You asked if Jesus would use harsh language to make his point, the answer is clearly "yes." Matthew 23 stands as a beacon to this approach. Should it be used constantly? No, it is not always called for but there are times when it is appropriate. Take, as an example, the situation between Paul and the sorcerer. When Elymas interfered with the teaching of the gospel, Paul told him, "O full of all deceit and all fraud, you son of the devil, you enemy of all righteousness, will you not cease perverting the straight ways of the Lord?" (Acts 13:10). God supported what Paul said because Elymas was struck blind as a result. Have you ever read the teachings of John the Baptist? See Luke 3:1-15. To some people, it is a wonder that crowds would come all the way out to the wilderness to hear such "no-nonsense" preaching. There is an article I would like you to read that might help clarify the point, see "Jesus: Intolerant, Confrontational, and Exclusionary."
"Finally, all of you be of one mind, having compassion for one another; love as brothers, be tenderhearted, be courteous; not returning evil for evil or reviling for reviling, but on the contrary blessing, knowing that you were called to this, that you may inherit a blessing. For "He who would love life and see good days, Let him refrain his tongue from evil, and his lips from speaking deceit. Let him turn away from evil and do good; let him seek peace and pursue it" (I Peter 3:8-11).

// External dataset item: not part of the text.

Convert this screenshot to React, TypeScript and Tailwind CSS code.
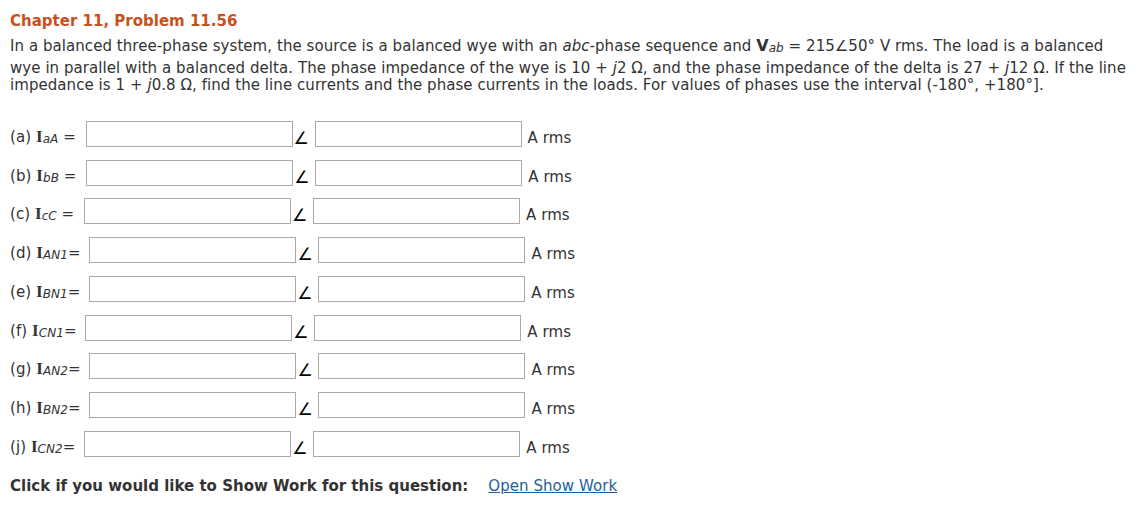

What Peter says is true, but it does not rule out calling evil for what it is, evil. To degrade a brother, to give false reports (deceit), and the like is wrong to do. But that wasn't what the article did. The author pointed out that there are preachers who are more focused on their position and making an income than in teaching the truth. Paul warned that these types of people would always be a problem. "Preach the word! Be ready in season and out of season. Convince, rebuke, exhort, with all longsuffering and teaching. For the time will come when they will not endure sound doctrine, but according to their own desires, because they have itching ears, they will heap up for themselves teachers; and they will turn their ears away from the truth, and be turned aside to fables" (II Timothy 4:2-4). Peter also warned, "By covetousness they will exploit you with deceptive words; for a long time their judgment has not been idle, and their destruction does not slumber" (II Peter 2:3).
About the only sad thing I read is the claim that most of the preachers this author met are of this sort. I would hope that it is not true, but then I don't move in the same circles that he does. I have met men who are more concerned about retaining their jobs than teaching the truth, but I know far more who are sincerely devoted to the preaching of the whole gospel and the saving of lost souls.
(By the way, did you notice that in objecting to this preacher's harshness that you became harsh yourself? It is something I noticed happens a lot. People will condemn another saying "You shouldn't judge!" Never realizing that they are doing the very thing they are condemning. It must be something in human nature.)